Quark deconfinement and meson properties at finite temperature

TL;DR

This paper uses a simplified QCD model to study how meson properties and quark confinement change with temperature, revealing slow mass variation until near the deconfinement point and comparing results with lattice simulations.

Contribution

It introduces a confining separable interaction model within Dyson-Schwinger equations to analyze meson behavior at finite temperature, highlighting the transition near deconfinement.

Findings

Meson masses remain nearly constant until close to T_c

Masses increase significantly above T_c, interpreted as screening masses

Model results agree with lattice gauge theory simulations

Abstract

A simple confining separable interaction Ansatz for the rainbow-ladder truncated QCD Dyson-Schwinger equations is used to study quark deconfinement and meson states at finite temperature.
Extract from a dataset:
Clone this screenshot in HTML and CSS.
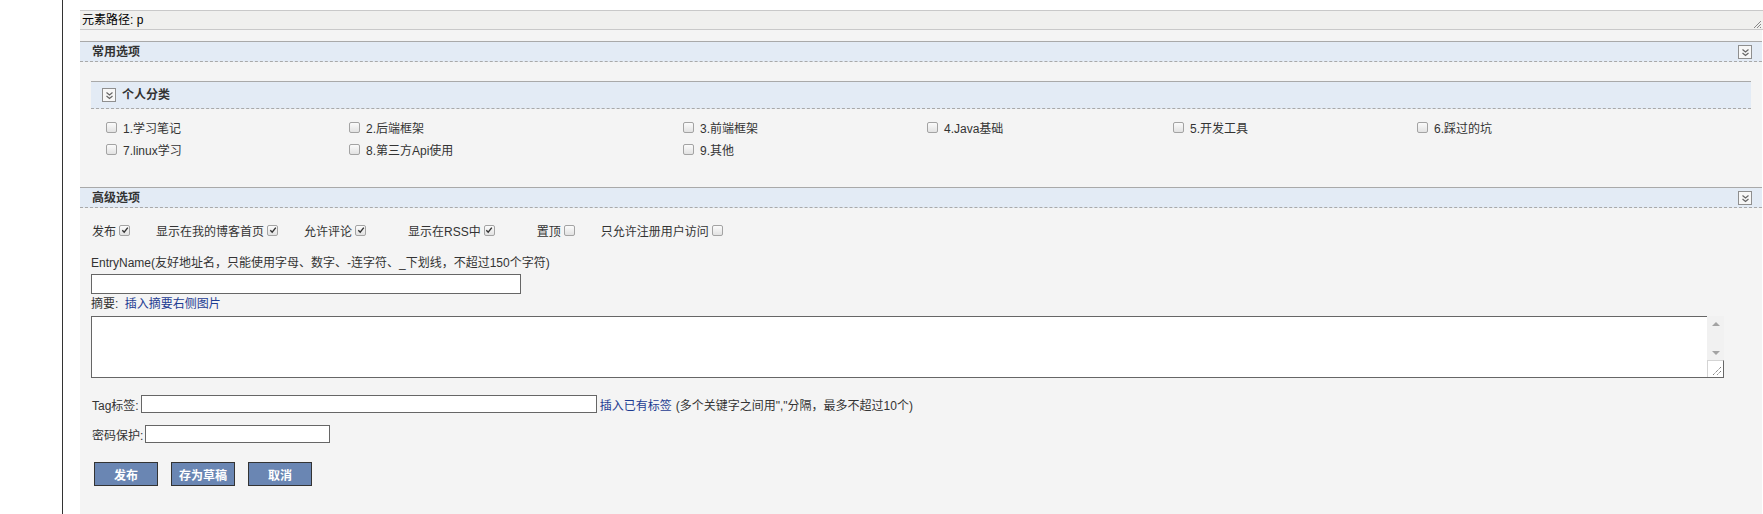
FILE: index.html
```html
<!DOCTYPE html>
<html lang="zh-CN">
<head>
<meta charset="utf-8">
<title>编辑</title>
<link rel="stylesheet" href="styles.css">
</head>
<body>
<div class="page">
  <aside class="rail"></aside>
  <main class="main">
    <div class="pathbar">
      <span class="path-text">元素路径: p</span>
      <svg class="grip" width="10" height="10" viewBox="0 0 10 10"><path d="M9 2 L2 9 M9 5 L5 9 M9 8 L8 9" stroke="#888" stroke-width="1" fill="none"/></svg>
    </div>
    <div class="form">
      <div class="sec-head">
        <span class="sec-title">常用选项</span>
        <span class="toggle"><svg width="9" height="9" viewBox="0 0 9 9"><path d="M1.5 1.5 L4.5 4 L7.5 1.5 M1.5 5 L4.5 7.5 L7.5 5" stroke="#666" stroke-width="1.2" fill="none"/></svg></span>
      </div>
      <div class="panel">
        <div class="panel-head">
          <span class="toggle small"><svg width="9" height="9" viewBox="0 0 9 9"><path d="M1.5 1.5 L4.5 4 L7.5 1.5 M1.5 5 L4.5 7.5 L7.5 5" stroke="#666" stroke-width="1.2" fill="none"/></svg></span>
          <span class="panel-title">个人分类</span>
        </div>
        <div class="cats">
          <label class="cat"><span class="cb"></span>1.学习笔记</label>
          <label class="cat"><span class="cb"></span>2.后端框架</label>
          <label class="cat"><span class="cb"></span>3.前端框架</label>
          <label class="cat"><span class="cb"></span>4.Java基础</label>
          <label class="cat"><span class="cb"></span>5.开发工具</label>
          <label class="cat"><span class="cb"></span>6.踩过的坑</label>
          <label class="cat"><span class="cb"></span>7.linux学习</label>
          <label class="cat"><span class="cb"></span>8.第三方Api使用</label>
          <label class="cat"><span class="cb"></span>9.其他</label>
        </div>
      </div>
      <div class="sec-head adv">
        <span class="sec-title">高级选项</span>
        <span class="toggle"><svg width="9" height="9" viewBox="0 0 9 9"><path d="M1.5 1.5 L4.5 4 L7.5 1.5 M1.5 5 L4.5 7.5 L7.5 5" stroke="#666" stroke-width="1.2" fill="none"/></svg></span>
      </div>
      <div class="body">
        <div class="opts">
          <label class="opt">发布<span class="cb on"><svg width="8" height="8" viewBox="0 0 8 8"><path d="M1.3 4.2 L3.2 6.2 L6.8 1.6" stroke="#333" stroke-width="1.4" fill="none"/></svg></span></label>
          <label class="opt">显示在我的博客首页<span class="cb on"><svg width="8" height="8" viewBox="0 0 8 8"><path d="M1.3 4.2 L3.2 6.2 L6.8 1.6" stroke="#333" stroke-width="1.4" fill="none"/></svg></span></label>
          <label class="opt wide">允许评论<span class="cb on"><svg width="8" height="8" viewBox="0 0 8 8"><path d="M1.3 4.2 L3.2 6.2 L6.8 1.6" stroke="#333" stroke-width="1.4" fill="none"/></svg></span></label>
          <label class="opt wide">显示在RSS中<span class="cb on"><svg width="8" height="8" viewBox="0 0 8 8"><path d="M1.3 4.2 L3.2 6.2 L6.8 1.6" stroke="#333" stroke-width="1.4" fill="none"/></svg></span></label>
          <label class="opt">置顶<span class="cb"></span></label>
          <label class="opt">只允许注册用户访问<span class="cb"></span></label>
        </div>
        <div class="entry-label">EntryName(友好地址名，只能使用字母、数字、-连字符、_下划线，不超过150个字符)</div>
        <input class="entry-input" type="text">
        <div class="summary-label">摘要: <a class="link" href="#">插入摘要右侧图片</a></div>
        <div class="summary-wrap">
          <textarea class="summary"></textarea>
          <div class="vscroll">
            <span class="arrow up"></span>
            <span class="track"></span>
            <span class="arrow down"></span>
            <span class="resizer"><svg width="10" height="10" viewBox="0 0 10 10"><path d="M9 1 L1 9 M9 5 L5 9" stroke="#666" stroke-width="1" stroke-dasharray="1.2 0.8" fill="none"/></svg></span>
          </div>
        </div>
        <div class="row tag-row">
          <span class="lbl">Tag标签:</span>
          <input class="tag-input" type="text">
          <a class="link" href="#">插入已有标签</a>
          <span class="hint">(多个关键字之间用","分隔，最多不超过10个)</span>
        </div>
        <div class="row pwd-row">
          <span class="lbl">密码保护:</span>
          <input class="pwd-input" type="text">
        </div>
        <div class="buttons">
          <button class="btn first">发布</button>
          <button class="btn">存为草稿</button>
          <button class="btn">取消</button>
        </div>
      </div>
    </div>
  </main>
</div>
</body>
</html>
```
FILE: styles.css
```css
html, body {
  margin: 0;
  padding: 0;
  background: #fff;
}
body {
  font-family: "Liberation Sans", "Noto Sans CJK SC", sans-serif;
  font-size: 12px;
  color: #333;
}
.page {
  display: flex;
  width: 1763px;
  height: 514px;
  overflow: hidden;
}
.rail {
  width: 62px;
  flex: none;
  border-right: 1px solid #333;
  background: #fff;
}
.main {
  flex: 1;
  margin-left: 17px;
  display: flex;
  flex-direction: column;
  min-width: 0;
}
.pathbar {
  margin-top: 10px;
  height: 18px;
  border-top: 1px solid #c9c9c9;
  border-bottom: 1px solid #c9c9c9;
  background: #f0f0ee;
  display: flex;
  align-items: center;
  justify-content: space-between;
  padding-left: 2px;
  color: #000;
  line-height: 18px;
}
.grip {
  align-self: flex-end;
  margin-right: 1px;
}
.form {
  flex: 1;
  background: #f4f4f4;
  padding-top: 11px;
  margin-right: 1px;
}
.sec-head {
  height: 19px;
  border-top: 1px solid #a9a9a9;
  border-bottom: 1px dashed #a9a9a9;
  background: #e3ebf5;
  display: flex;
  align-items: center;
  justify-content: space-between;
  padding-left: 12px;
  padding-right: 10px;
}
.sec-title, .panel-title {
  font-weight: bold;
  color: #333;
  line-height: 16px;
}
.toggle {
  width: 12px;
  height: 12px;
  border: 1px solid #8f8f8f;
  background: #f7f7f7;
  display: flex;
  align-items: center;
  justify-content: center;
  margin-top: 1px;
}
.panel {
  margin: 19px 11px 0 11px;
}
.panel-head {
  height: 26px;
  border-top: 1px solid #a9a9a9;
  border-bottom: 1px dashed #a9a9a9;
  background: #e3ebf5;
  display: flex;
  align-items: center;
  padding-left: 11px;
  gap: 6px;
}
.toggle.small {
  margin-top: 0;
}
.cats {
  display: grid;
  grid-template-columns: 243px 334px 244px 246px 244px 1fr;
  grid-auto-rows: 22px;
  padding: 7px 0 0 15px;
}
.cat {
  display: flex;
  align-items: center;
  color: #333;
}
.cb {
  width: 9px;
  height: 9px;
  border: 1px solid #a3a3a3;
  border-radius: 2px;
  background: linear-gradient(#fbfbfb, #e2e2e2);
  display: inline-flex;
  align-items: center;
  justify-content: center;
  flex: none;
}
.cat .cb {
  margin-right: 6px;
}
.adv {
  margin-top: 27px;
}
.body {
  padding-left: 11px;
}
.opts {
  margin-top: 12px;
  height: 20px;
  display: flex;
  align-items: center;
  gap: 26px;
  padding-left: 1px;
}
.opt {
  display: flex;
  align-items: center;
  gap: 3px;
}
.opt.wide {
  margin-right: 16px;
}
.entry-label {
  margin-top: 15px;
  line-height: 16px;
}
.entry-input {
  display: block;
  margin: 3px 0 0 0;
  box-sizing: border-box;
  width: 430px;
  height: 20px;
  border: 1px solid #666;
  background: #fff;
  padding: 0 2px;
}
.summary-label {
  margin-top: 2px;
  line-height: 16px;
}
.summary-label .link {
  margin-left: 3px;
}
.link {
  color: #1d3c92;
  text-decoration: none;
}
.summary-wrap {
  display: flex;
  margin-top: 4px;
  width: 1633px;
  height: 62px;
  box-sizing: border-box;
  border-bottom: 1px solid #666;
}
.summary {
  flex: 1;
  display: block;
  margin: 0;
  box-sizing: border-box;
  height: 61px;
  border: 1px solid #666;
  border-right: none;
  border-bottom: none;
  background: #fff;
  resize: none;
  padding: 2px;
  outline: none;
}
.vscroll {
  width: 17px;
  flex: none;
  display: flex;
  flex-direction: column;
  background: #f1f1f1;
}
.arrow {
  height: 15px;
  display: flex;
  justify-content: center;
  align-items: center;
}
.arrow::before {
  content: "";
  width: 0;
  height: 0;
  border-left: 4px solid transparent;
  border-right: 4px solid transparent;
}
.arrow.up::before {
  border-bottom: 4px solid #a3a3a3;
}
.arrow.down::before {
  border-top: 4px solid #a3a3a3;
}
.track {
  flex: 1;
}
.resizer {
  height: 17px;
  box-sizing: border-box;
  border-top: 1px solid #d4d4d4;
  border-left: 1px solid #d4d4d4;
  border-right: 1px solid #666;
  background: #fff;
  display: flex;
  align-items: flex-end;
  justify-content: flex-end;
  padding: 0 1px 1px 0;
}
.row {
  display: flex;
  align-items: center;
}
.tag-row {
  margin-top: 17px;
  height: 18px;
}
.lbl {
  margin-left: 1px;
  margin-right: 2px;
}
.tag-input {
  box-sizing: border-box;
  width: 456px;
  height: 18px;
  border: 1px solid #666;
  background: #fff;
  margin: 0 3px 0 0;
  padding: 0 2px;
}
.hint {
  margin-left: 4px;
  color: #333;
}
.pwd-row {
  margin-top: 12px;
  height: 18px;
}
.pwd-input {
  box-sizing: border-box;
  width: 185px;
  height: 18px;
  border: 1px solid #666;
  background: #fff;
  margin: 0;
  padding: 0 2px;
}
.buttons {
  margin-top: 19px;
  display: flex;
  gap: 13px;
  padding-left: 3px;
}
.btn {
  width: 64px;
  height: 24px;
  box-sizing: border-box;
  border: 1px solid #333;
  background: #6a86b3;
  color: #fff;
  font-family: "Liberation Sans", "Noto Sans CJK SC", sans-serif;
  font-size: 12px;
  font-weight: bold;
  padding: 0;
}
```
The model is fixed at T=0 to implement quark confinement while preserving the Goldstone mechanism for the $\pi$. Within the Matsubara formalism, a very slow temperature dependence is found for the $\pi$ and $\rho$ meson masses $M_H(T)$ until near the deconfinement temperature $T_c=143$ MeV. Related to rapid decrease of the dynamically-generated quark mass function for $T>T_c$, this model produces $\pi$ and $\rho$ masses that rise significantly and are better interpreted as spatial screening masses. The $T$-dependent screening mass defect $\Delta M_H = 2\pi T-M_H(T)$ is compared to results of lattice gauge theory simulations and also to those of an infrared dominant analytic model.